→ **Prompt**:
Print the full listing exactly.
** Start **
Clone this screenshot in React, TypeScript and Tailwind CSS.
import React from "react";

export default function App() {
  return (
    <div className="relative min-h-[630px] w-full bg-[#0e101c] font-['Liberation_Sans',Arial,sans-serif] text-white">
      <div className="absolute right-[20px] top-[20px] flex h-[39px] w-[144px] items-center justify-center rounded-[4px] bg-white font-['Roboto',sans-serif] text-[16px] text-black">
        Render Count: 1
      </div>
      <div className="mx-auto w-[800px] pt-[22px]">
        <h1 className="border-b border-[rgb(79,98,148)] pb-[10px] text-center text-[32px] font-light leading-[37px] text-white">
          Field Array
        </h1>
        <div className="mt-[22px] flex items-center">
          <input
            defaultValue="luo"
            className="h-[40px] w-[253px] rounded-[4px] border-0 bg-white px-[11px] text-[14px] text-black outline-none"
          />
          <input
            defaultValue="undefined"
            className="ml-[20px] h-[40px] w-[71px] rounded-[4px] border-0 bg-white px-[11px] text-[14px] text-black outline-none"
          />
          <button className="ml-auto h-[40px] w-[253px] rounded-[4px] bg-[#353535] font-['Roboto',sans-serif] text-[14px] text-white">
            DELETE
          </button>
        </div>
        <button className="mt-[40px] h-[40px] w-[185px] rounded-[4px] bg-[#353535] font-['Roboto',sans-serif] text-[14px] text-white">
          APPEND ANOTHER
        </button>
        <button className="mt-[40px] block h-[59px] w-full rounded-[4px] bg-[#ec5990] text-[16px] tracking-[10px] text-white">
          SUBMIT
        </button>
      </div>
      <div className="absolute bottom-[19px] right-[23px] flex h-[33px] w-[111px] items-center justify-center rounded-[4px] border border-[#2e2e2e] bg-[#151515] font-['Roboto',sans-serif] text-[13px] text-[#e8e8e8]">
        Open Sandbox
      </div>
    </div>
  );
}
** End **
→ **Response to the exercise**:
Clone this screenshot in React, TypeScript and Tailwind CSS.
import React from "react";

export default function App() {
  return (
    <div className="relative min-h-[630px] w-full bg-[#0e101c] font-['Liberation_Sans',Arial,sans-serif] text-white">
      <div className="absolute right-[20px] top-[20px] flex h-[39px] w-[144px] items-center justify-center rounded-[4px] bg-white font-['Roboto',sans-serif] text-[16px] text-black">
        Render Count: 1
      </div>
      <div className="mx-auto w-[800px] pt-[22px]">
        <h1 className="border-b border-[rgb(79,98,148)] pb-[10px] text-center text-[32px] font-light leading-[37px] text-white">
          Field Array
        </h1>
        <div className="mt-[22px] flex items-center">
          <input
            defaultValue="luo"
            className="h-[40px] w-[253px] rounded-[4px] border-0 bg-white px-[11px] text-[14px] text-black outline-none"
          />
          <input
            defaultValue="undefined"
            className="ml-[20px] h-[40px] w-[71px] rounded-[4px] border-0 bg-white px-[11px] text-[14px] text-black outline-none"
          />
          <button className="ml-auto h-[40px] w-[253px] rounded-[4px] bg-[#353535] font-['Roboto',sans-serif] text-[14px] text-white">
            DELETE
          </button>
        </div>
        <button className="mt-[40px] h-[40px] w-[185px] rounded-[4px] bg-[#353535] font-['Roboto',sans-serif] text-[14px] text-white">
          APPEND ANOTHER
        </button>
        <button className="mt-[40px] block h-[59px] w-full rounded-[4px] bg-[#ec5990] text-[16px] tracking-[10px] text-white">
          SUBMIT
        </button>
      </div>
      <div className="absolute bottom-[19px] right-[23px] flex h-[33px] w-[111px] items-center justify-center rounded-[4px] border border-[#2e2e2e] bg-[#151515] font-['Roboto',sans-serif] text-[13px] text-[#e8e8e8]">
        Open Sandbox
      </div>
    </div>
  );
}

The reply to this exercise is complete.